El fallo de la Suprema Corte de Estados Unidos declarando ilegal el aborto en los hechos en un gran número de entidades federativas constituye uno de los retrocesos más graves en materia de libertades en años recientes en ese país. Aunque hay varias maneras en que los partidarios del derecho de las mujeres de decidir libremente sobre su embarazo pueden limitar los efectos de esta decisión, o contrarrestarlos, el impacto es innegable. Hay muchos ángulos desde los cuales se puede analizar el lamentable desenlace de medio siglo de lucha del conservadurismo norteamericano; me voy a limitar a dos, relativos a la estrategia que siguieron los activistas “pro-choice” desde hace cincuenta años, y a la que pueden emprender ahora.
Entiendo la lógica del movimiento de mujeres y de sus aliados políticos. A partir del fallo de 1973 permitiendo la interrupción del embarazo en el territorio norteamericano, todo el mundo más o menos se dio por bien servido. El movimiento se durmió en sus laureles, y no se insistió en buscar un corolario legislativo de Roe v. Wade. Por las mismas razones que muchos activistas negros y latinos en los años setenta y ochenta prefirieron librar las batallas por sus derechos en los tribunales en lugar de las cámaras, los defensores del derecho al aborto se sintieron satisfechos con su victoria judicial.

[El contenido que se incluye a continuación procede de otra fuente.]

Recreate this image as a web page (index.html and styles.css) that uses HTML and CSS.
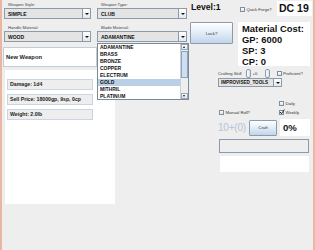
FILE: index.html
```html
<!DOCTYPE html>
<html>
<head>
    <title>Weapon Forge</title>
    <link rel="stylesheet" href="styles.css">
</head>
<body>
<div class="app">

    <div class="col col-a">
        <div class="field-label">Weapon Style:</div>
        <div class="combo"><span class="combo-text">SIMPLE</span><span class="combo-arrow"></span></div>
        <div class="field-label gap">Handle Material:</div>
        <div class="combo"><span class="combo-text">WOOD</span><span class="combo-arrow"></span></div>

        <div class="name-box">New Weapon</div>

        <div class="stats">
            <div class="stat">Damage: 1d4</div>
            <div class="stat">Sell Price: 18000gp, 9sp, 0cp</div>
            <div class="stat">Weight: 2.0lb</div>
        </div>
    </div>

    <div class="col col-b">
        <div class="field-label">Weapon Type:</div>
        <div class="combo wide"><span class="combo-text">CLUB</span><span class="combo-arrow"></span></div>
        <div class="field-label gap">Blade Material:</div>
        <div class="combo wide open">
            <span class="combo-text">ADAMANTINE</span><span class="combo-arrow"></span>

            <!-- popup list of the open combo -->
            <div class="popup">
                <ul class="popup-list">
                    <li>ADAMANTINE</li>
                    <li>BRASS</li>
                    <li>BRONZE</li>
                    <li>COPPER</li>
                    <li>ELECTRUM</li>
                    <li class="selected">GOLD</li>
                    <li>MITHRIL</li>
                    <li>PLATINUM</li>
                </ul>
                <div class="scrollbar">
                    <span class="scroll-btn up"></span>
                    <span class="scroll-track"><span class="scroll-thumb"></span></span>
                    <span class="scroll-btn down"></span>
                </div>
            </div>
        </div>
    </div>

    <div class="col col-c">
        <div class="top-row">
            <div class="level">Level:1</div>
            <label class="check-label quick"><span class="check"></span>Quick Forge?</label>
            <div class="dc">DC 19</div>
        </div>

        <div class="cost-row">
            <button class="btn lock">Lock?</button>
            <div class="cost">
                <div>Material Cost:</div>
                <div>GP: 6000</div>
                <div>SP: 3</div>
                <div>CP: 0</div>
            </div>
        </div>

        <div class="craft-area">
            <div class="skill-row">
                <span class="small-text">Crafting Skill</span>
                <span class="knob"></span>
                <span class="small-text">+0</span>
                <span class="knob"></span>
                <label class="check-label"><span class="check"></span>Proficient?</label>
            </div>
            <div class="combo tools"><span class="combo-text">IMPROVISED_TOOLS</span><span class="combo-arrow"></span></div>

            <div class="option-row daily-row">
                <label class="check-label"><span class="check"></span>Daily</label>
            </div>
            <div class="option-row">
                <label class="check-label"><span class="check"></span>Manual Roll?</label>
                <label class="check-label"><span class="check checked"><svg viewBox="0 0 6 6" width="6" height="6"><path d="M1 3 L2.5 4.6 L5.4 0.6" fill="none" stroke="#222" stroke-width="1"/></svg></span>Weekly</label>
            </div>

            <div class="roll-row">
                <span class="roll">10+(0)</span>
                <button class="btn craft">Craft</button>
                <div class="percent">0%</div>
            </div>

            <div class="progress"></div>
            <div class="log"></div>
        </div>
    </div>

</div>
</body>
</html>
```

FILE: styles.css
```css
body {
    margin: 0;
    padding: 0;
    background-color: #eeeeee;
    font-family: 'Liberation Sans', Arial, sans-serif;
    color: #222;
}

.app {
    width: 315px;
    height: 250px;
    box-sizing: border-box;
    border-left: 2px solid #e9b7a0;
    border-right: 2px solid #e9b7a0;
    display: flex;
    overflow: hidden;
}

.col {
    display: flex;
    flex-direction: column;
}

.col-a {
    width: 95px;
    padding-left: 2px;
    box-sizing: border-box;
}

.col-b {
    width: 93px;
}

.col-c {
    width: 123px;
}

.field-label {
    height: 8px;
    line-height: 9px;
    font-size: 4.2px;
    color: #444;
    padding-left: 4px;
}

.field-label.gap {
    margin-top: 4px;
}

/* combo boxes */
.combo {
    position: relative;
    width: 87px;
    height: 11px;
    box-sizing: border-box;
    border: 1px solid #8c9aaa;
    background-color: #e4e4e4;
    display: flex;
    align-items: center;
}

.combo.wide {
    width: 90px;
}

.combo-text {
    flex: 1;
    font-size: 5px;
    font-weight: bold;
    padding-left: 3px;
    color: #111;
}

.combo-arrow {
    width: 8px;
    height: 100%;
    box-sizing: border-box;
    border-left: 1px solid #8c9aaa;
    background: linear-gradient(#ffffff, #e2e8ee);
    position: relative;
}

.combo-arrow::after {
    content: "";
    position: absolute;
    left: 2px;
    top: 4px;
    border-left: 2px solid transparent;
    border-right: 2px solid transparent;
    border-top: 2px solid #111;
}

.popup {
    position: absolute;
    left: -1px;
    top: 11px;
    width: 92px;
    height: 57px;
    box-sizing: border-box;
    border: 1px solid #7a8a99;
    background-color: #ffffff;
    display: flex;
    z-index: 2;
}

.popup-list {
    list-style: none;
    margin: 0;
    padding: 0;
    flex: 1;
}

.popup-list li {
    height: 7px;
    line-height: 7px;
    font-size: 5px;
    font-weight: bold;
    padding-left: 2px;
    color: #111;
}

.popup-list li.selected {
    background-color: #b8cfe5;
}

.scrollbar {
    width: 7px;
    display: flex;
    flex-direction: column;
    border-left: 1px solid #c8d2dc;
    background-color: #eeeeee;
}

.scroll-btn {
    height: 6px;
    position: relative;
    background: linear-gradient(#ffffff, #dde5ee);
    border: 1px solid #9aa8b6;
    box-sizing: border-box;
}

.scroll-btn.up::after,
.scroll-btn.down::after {
    content: "";
    position: absolute;
    left: 1px;
    top: 1px;
    border-left: 1.5px solid transparent;
    border-right: 1.5px solid transparent;
}

.scroll-btn.up::after {
    border-bottom: 2px solid #111;
}

.scroll-btn.down::after {
    border-top: 2px solid #111;
}

.scroll-track {
    flex: 1;
    padding-top: 1px;
}

.scroll-thumb {
    display: block;
    height: 27px;
    box-sizing: border-box;
    border: 1px solid #8ba3bd;
    background-color: #cfdef0;
}

/* left column boxes */
.name-box {
    margin-top: 5px;
    margin-left: -1px;
    width: 94px;
    height: 20px;
    box-sizing: border-box;
    background-color: #ffffff;
    border: 1px solid #c4ccd4;
    font-size: 5.8px;
    font-weight: bold;
    line-height: 18px;
    padding-left: 2px;
}

.stats {
    margin-top: 3px;
    margin-left: 1px;
    width: 110px;
    height: 134px;
    box-sizing: border-box;
    background-color: #ffffff;
    padding: 9px 0 0 2px;
    display: flex;
    flex-direction: column;
    gap: 4px;
}

.stat {
    width: 86px;
    height: 11px;
    box-sizing: border-box;
    background-color: #eeeeee;
    border: 1px solid #c9d5e2;
    font-size: 5.2px;
    font-weight: bold;
    line-height: 9px;
    padding-left: 2px;
    color: #222;
}

/* right column */
.top-row {
    height: 20px;
    display: flex;
    align-items: flex-start;
}

.level {
    width: 49px;
    padding: 2px 0 0 1px;
    font-size: 8.6px;
    font-weight: bold;
    color: #111;
}

.check-label {
    display: flex;
    align-items: center;
    font-size: 4.2px;
    color: #333;
}

.check {
    width: 5px;
    height: 5px;
    box-sizing: border-box;
    border: 1px solid #7f8f9f;
    background: linear-gradient(#ffffff, #d8e2ec);
    margin-right: 1.5px;
    position: relative;
}

.check svg {
    position: absolute;
    left: -1px;
    top: -2px;
}

.quick {
    margin-top: 7px;
    width: 37px;
}

.dc {
    margin-top: 1px;
    width: 35px;
    height: 15px;
    background-color: #ffffff;
    font-size: 10.5px;
    font-weight: bold;
    line-height: 15px;
    padding-left: 2px;
    box-sizing: border-box;
    color: #111;
}

.cost-row {
    margin-top: 2px;
    display: flex;
    align-items: flex-start;
}

.btn {
    font-family: 'Liberation Sans', Arial, sans-serif;
    font-size: 4.4px;
    color: #333;
    border: 1px solid #8b9bab;
    border-radius: 1px;
    background: linear-gradient(#ffffff, #e4eef8 45%, #c2d5ea);
    padding: 0;
    cursor: pointer;
}

.lock {
    width: 43px;
    height: 22px;
}

.cost {
    margin-left: 5px;
    width: 72px;
    height: 44px;
    background-color: #ffffff;
    box-sizing: border-box;
    padding: 1px 0 0 4px;
    font-size: 9.4px;
    font-weight: bold;
    line-height: 11px;
    color: #111;
}

.craft-area {
    padding-left: 28px;
    display: flex;
    flex-direction: column;
}

.skill-row {
    margin-top: 2px;
    height: 10px;
    display: flex;
    align-items: center;
}

.small-text {
    font-size: 4.2px;
    color: #333;
}

.knob {
    width: 5px;
    height: 9px;
    box-sizing: border-box;
    border: 1px solid #8b9bab;
    border-radius: 2px;
    background: linear-gradient(90deg, #ffffff, #d6e2ee);
    margin: 0 2px 0 4px;
}

.skill-row .knob + .small-text {
    width: 8px;
}

.skill-row .check-label {
    margin-left: 5px;
}

.combo.tools {
    width: 64px;
    height: 9px;
}

.combo.tools .combo-text {
    font-size: 4.6px;
    padding-left: 2px;
}

.combo.tools .combo-arrow::after {
    top: 3px;
}

.option-row {
    display: flex;
    justify-content: space-between;
    align-items: center;
    width: 91px;
    height: 9px;
    padding-left: 1px;
    box-sizing: border-box;
}

.daily-row {
    margin-top: 12px;
    justify-content: flex-end;
}

.option-row .check-label:last-child {
    width: 30px;
}

.roll-row {
    margin-top: 2px;
    display: flex;
    align-items: center;
    height: 17px;
}

.roll {
    width: 31px;
    font-size: 10px;
    color: #b4c4d8;
    letter-spacing: -0.2px;
    padding-left: 0;
}

.craft {
    width: 28px;
    height: 16px;
}

.percent {
    margin-left: 3px;
    width: 30px;
    height: 17px;
    background-color: #ffffff;
    box-sizing: border-box;
    padding-left: 3px;
    font-size: 9.6px;
    font-weight: bold;
    line-height: 17px;
    color: #111;
}

.progress {
    margin-top: 3px;
    margin-left: 1px;
    width: 90px;
    height: 14px;
    box-sizing: border-box;
    border: 1px solid #8b9bab;
    background-color: #eeeeee;
}

.log {
    margin-top: 3px;
    margin-left: 2px;
    width: 89px;
    height: 16px;
    background-color: #ffffff;
}
```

Entre 1973 y la semana pasada, surgieron tres momentos en los cuales existía la posibilidad –de ninguna manera la certeza– de que ambas cámaras del Congreso estadounidense hubieran podido aprobar el equivalente de la Ley Weil que legalizó el aborto en Francia en 1975. Entre 1977 y 1980, durante la presidencia de Jimmy Carter, los Demócratas dispusieron de una cómoda mayoría en la Cámara de Representantes, y de 61 votos en el Senado. Como se sabe, debido a la regla del llamado filibuster, se necesitan 60 votos para aprobar una ley controvertida en la Cámara alta. Los demócratas los tenían. Claro está, no todos sus senadores eran “pro-choice”, pero había algunos republicanos que los hubieran acompañado.

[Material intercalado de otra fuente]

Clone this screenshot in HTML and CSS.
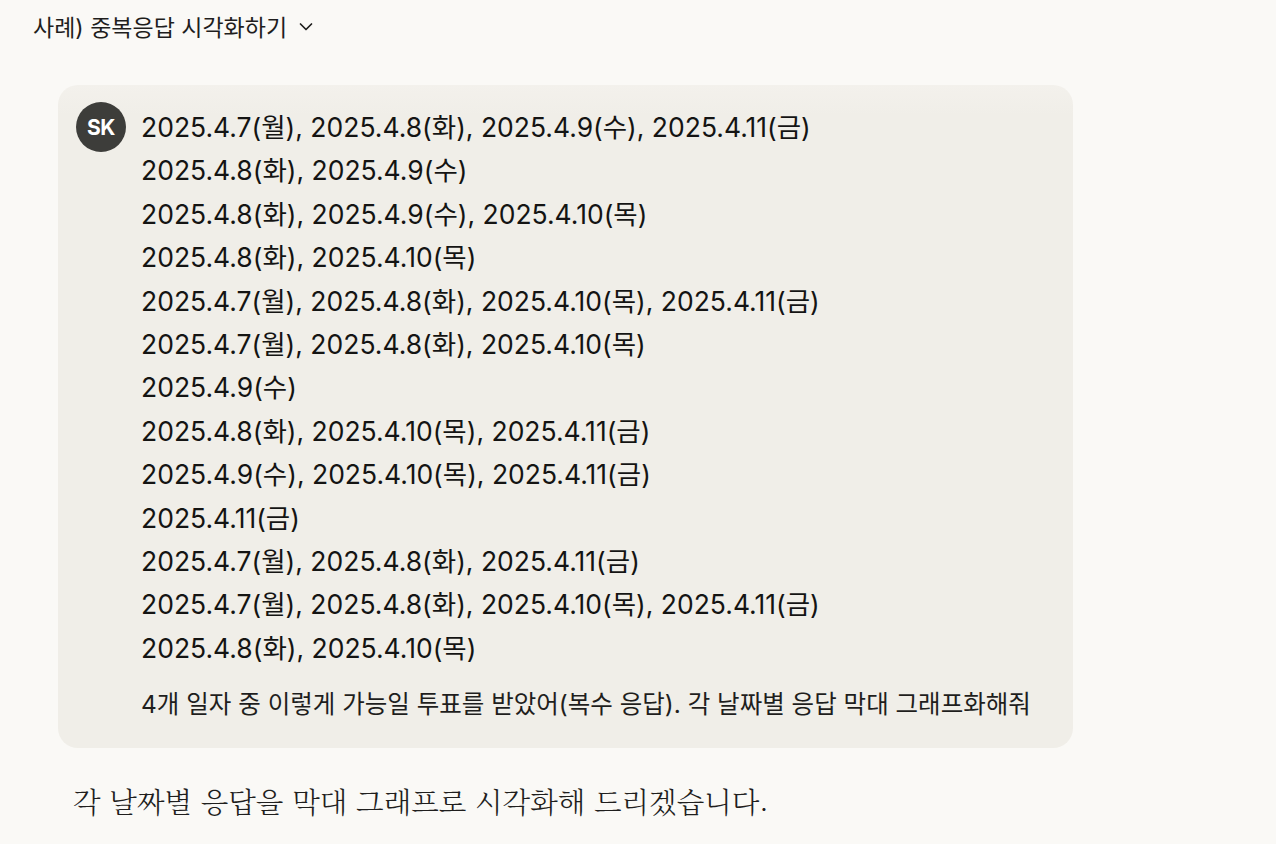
FILE: index.html
```html
<!DOCTYPE html>
<html lang="ko">
<head>
<meta charset="utf-8">
<link rel="stylesheet" href="styles.css">
</head>
<body>
<div class="page">
  <div class="title">
    <span>사례) 중복응답 시각화하기</span>
    <svg class="chev" width="14" height="10" viewBox="0 0 14 10"><path d="M1.5 2 L7 7.5 L12.5 2" fill="none" stroke="#1f1e1d" stroke-width="1.7" stroke-linecap="round" stroke-linejoin="round"/></svg>
  </div>
  <div class="bubble">
    <div class="avatar">SK</div>
    <div class="msg">
      <div class="lines">
        <p>2025.4.7(월), 2025.4.8(화), 2025.4.9(수), 2025.4.11(금)</p>
        <p>2025.4.8(화), 2025.4.9(수)</p>
        <p>2025.4.8(화), 2025.4.9(수), 2025.4.10(목)</p>
        <p>2025.4.8(화), 2025.4.10(목)</p>
        <p>2025.4.7(월), 2025.4.8(화), 2025.4.10(목), 2025.4.11(금)</p>
        <p>2025.4.7(월), 2025.4.8(화), 2025.4.10(목)</p>
        <p>2025.4.9(수)</p>
        <p>2025.4.8(화), 2025.4.10(목), 2025.4.11(금)</p>
        <p>2025.4.9(수), 2025.4.10(목), 2025.4.11(금)</p>
        <p>2025.4.11(금)</p>
        <p>2025.4.7(월), 2025.4.8(화), 2025.4.11(금)</p>
        <p>2025.4.7(월), 2025.4.8(화), 2025.4.10(목), 2025.4.11(금)</p>
        <p>2025.4.8(화), 2025.4.10(목)</p>
      </div>
      <p class="ask">4개 일자 중 이렇게 가능일 투표를 받았어(복수 응답). 각 날짜별 응답 막대 그래프화해줘</p>
    </div>
  </div>
  <p class="reply">각 날짜별 응답을 막대 그래프로 시각화해 드리겠습니다.</p>
</div>
</body>
</html>
```
FILE: styles.css
```css
html, body {
  margin: 0;
  padding: 0;
  background: #faf9f6;
}
body {
  font-family: Inter, "Noto Sans CJK KR", sans-serif;
  color: #1f1e1d;
}
.page {
  padding: 9px 0 0 33px;
}
.title {
  display: flex;
  align-items: center;
  gap: 12px;
  font-size: 23px;
  height: 34px;
}
.chev {
  margin-top: 2px;
}
.bubble {
  margin: 42px 0 0 25px;
  width: 1015px;
  box-sizing: border-box;
  display: flex;
  gap: 15px;
  padding: 17px 18px 28px 18px;
  border-radius: 20px;
  background: linear-gradient(to bottom, #f3f1ec 0px, #f0eee8 30px, #f0eee8 100%);
}
.avatar {
  flex: none;
  width: 50px;
  height: 50px;
  border-radius: 50%;
  background: #3d3d3a;
  color: #fff;
  font-weight: 700;
  font-size: 21px;
  display: flex;
  align-items: center;
  justify-content: center;
  letter-spacing: -0.5px;
}
.msg {
  font-size: 24.5px;
  padding-top: 4px;
}
.lines p {
  margin: 0;
  font-size: 26.5px;
  line-height: 43.4px;
  color: #141413;
}
.ask {
  margin: 18px 0 0 0;
  line-height: 32px;
}
.reply {
  margin: 32px 0 0 40px;
  font-family: "Noto Serif CJK KR", "Liberation Serif", serif;
  font-weight: 300;
  font-size: 28.5px;
}
```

Lo mismo sucedió con Bill Clinton en 1993-1995, solo con 57 senadores, pero con apoyos de senadoras republicanas que probablemente se habrían pronunciado a favor. Y con Obama, durante los primeros dos años de su mandato, hasta la muerte de Edward Kennedy, se dio la misma configuración. Ninguno de los tres presidentes, ni siquiera las esposas del segundo y tercero, insistieron en que se diera la lucha por aprobar una ley legalizando la interrupción de embarazos. Habría resultado desgastante, hubiera polarizado a la sociedad e impedido el avance en otros frentes (Obamacare en 2009), sin duda. Y nada garantizaba, ni garantiza hoy, que una ley de esta naturaleza no pueda ser revertida por una mayoría republicana algún día, aunque hace muchas décadas que el partido de derecha no alcanza la cifra de 60 senadores. Una pena, y peor, un error.

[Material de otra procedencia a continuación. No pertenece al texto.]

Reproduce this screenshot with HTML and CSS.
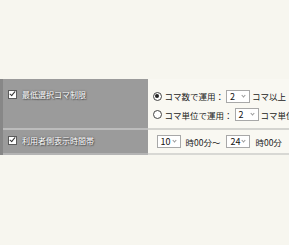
FILE: index.html
```html
<!DOCTYPE html>
<html lang="ja">
<head>
  <meta charset="UTF-8" />
  <title>設定</title>
  <link rel="stylesheet" href="styles.css">
</head>
<body>
  <table class="setting-table">
    <tr class="row-limit">
      <th class="label-cell">
        <label class="check-label"><span class="check-box"></span>最低選択コマ制限</label>
      </th>
      <td class="value-cell">
        <div class="option-line">
          <span class="radio on"></span>コマ数で運用：<span class="sel">2</span>コマ以上
        </div>
        <div class="option-line">
          <span class="radio"></span>コマ単位で運用：<span class="sel">2</span>コマ単位
        </div>
      </td>
    </tr>
    <tr class="row-time">
      <th class="label-cell">
        <label class="check-label"><span class="check-box"></span>利用者側表示時間帯</label>
      </th>
      <td class="value-cell">
        <div class="option-line">
          <span class="sel first">10</span>時00分～<span class="sel">24</span>時00分
        </div>
      </td>
    </tr>
  </table>
</body>
</html>
```

FILE: styles.css
```css
body {
  margin: 0;
  background-color: #f7f6ef;
  font-family: "Noto Sans CJK JP", "Noto Sans", sans-serif;
  color: #1a1a1a;
  overflow: hidden;
}
.setting-table {
  margin-top: 79px;
  border-collapse: collapse;
  width: 330px;
  table-layout: fixed;
}
.label-cell {
  box-sizing: border-box;
  width: 146px;
  background-color: #9b9b9b;
  border-left: 3px solid #878787;
  text-align: left;
  font-weight: normal;
  font-size: 8px;
  vertical-align: top;
  padding: 10px 0 0 5px;
}
.row-limit .label-cell { border-bottom: 2px solid #bcbcbc; height: 50px; }
.row-time .label-cell { border-bottom: 2px solid #b4b4b4; padding-top: 5px; height: 25px; }
.check-label {
  color: #fff;
  text-shadow: 0 0 2px #444, 1px 1px 1px #555;
  display: flex;
  align-items: center;
  white-space: nowrap;
  height: 10px;
}
.check-box {
  flex-shrink: 0;
  width: 7px;
  height: 7px;
  background: #fff;
  border: 1px solid #5c5c5c;
  margin-right: 5px;
  position: relative;
}
.check-box::after {
  content: "";
  position: absolute;
  left: 2px;
  top: -1px;
  width: 2px;
  height: 5px;
  border: solid #333;
  border-width: 0 1.5px 1.5px 0;
  transform: rotate(40deg);
}
.value-cell {
  background-color: #f9f8f2;
  padding: 0 0 0 5px;
  font-size: 8.5px;
  white-space: nowrap;
}
.row-limit .value-cell { border-bottom: 2px solid #d4d4d0; vertical-align: top; padding-top: 8px; }
.row-time .value-cell { border-bottom: 2px solid #d8d8d4; vertical-align: middle; }
.option-line {
  display: flex;
  align-items: center;
  height: 18.5px;
}
.radio {
  flex-shrink: 0;
  width: 7px;
  height: 7px;
  border: 1px solid #444;
  border-radius: 50%;
  background: #fff;
  margin-right: 3px;
  position: relative;
}
.radio.on::after {
  content: "";
  position: absolute;
  left: 1.5px;
  top: 1.5px;
  width: 4px;
  height: 4px;
  border-radius: 50%;
  background: #222;
}
.sel {
  flex-shrink: 0;
  box-sizing: border-box;
  width: 24px;
  height: 13px;
  line-height: 11px;
  border: 1px solid #a8a8a8;
  background: #fff;
  padding-left: 3px;
  margin: 0 2px 0 2px;
  position: relative;
  font-size: 9px;
  color: #111;
}
.sel::after {
  content: "";
  position: absolute;
  right: 4px;
  top: 3px;
  width: 2px;
  height: 2px;
  border: solid #999;
  border-width: 0 1px 1px 0;
  transform: rotate(45deg);
}
.row-time .sel { margin: 0 5px 0 6px; }
.row-time .sel.first { margin-left: 4px; }
```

Una segunda reflexión se refiere a la estrategia que se siga ahora. Por varias razones, es grande la tentación de abrazar la tesis de la interseccionalidad y de equiparar la lucha de las mujeres por el derecho al aborto con el de los homosexuales y las lesbianas por el matrimonio, el derecho a la adopción, y el de los transgéneros por una multitud de cambios a prácticas discriminatorias. Entre otras razones, destaca, desde luego, la opinión del ministro Clarence Thomas, que afirmó que el mismo razonamiento jurídico sobre el aborto, a saber, que la Constitución no prevé el derecho al aborto, ni a la contracepción, ni a los matrimonios del mismo género, ni las relaciones homosexuales consensuales, debe aplicarse a estos otros casos.
Pero yo creo que los defensores de Roe v. Wade y del derecho al aborto en Estados Unidos se equivocarían si amalgamaran todas estas luchas. Hay una importante mayoría de la sociedad norteamericana a favor del derecho a interrumpir un embarazo. Empieza a ser el caso con los matrimonios gay (aunque no del todo), pero de ninguna manera con los temas transgénero. Ya ni hablemos del “critical race theory” o la explicación de la historia de Estados Unidos a través del racismo sistémico, con la cual estoy en gran parte de acuerdo, como consta en mi libro Estados Unidos: en la intimidad y a la distancia. Pero juntar todo en una gran lucha de las minorías oprimidas contra el hetero-patriarcado neoliberal y racista hoy en Estados Unidos es un error. Están a punto de cometerlo.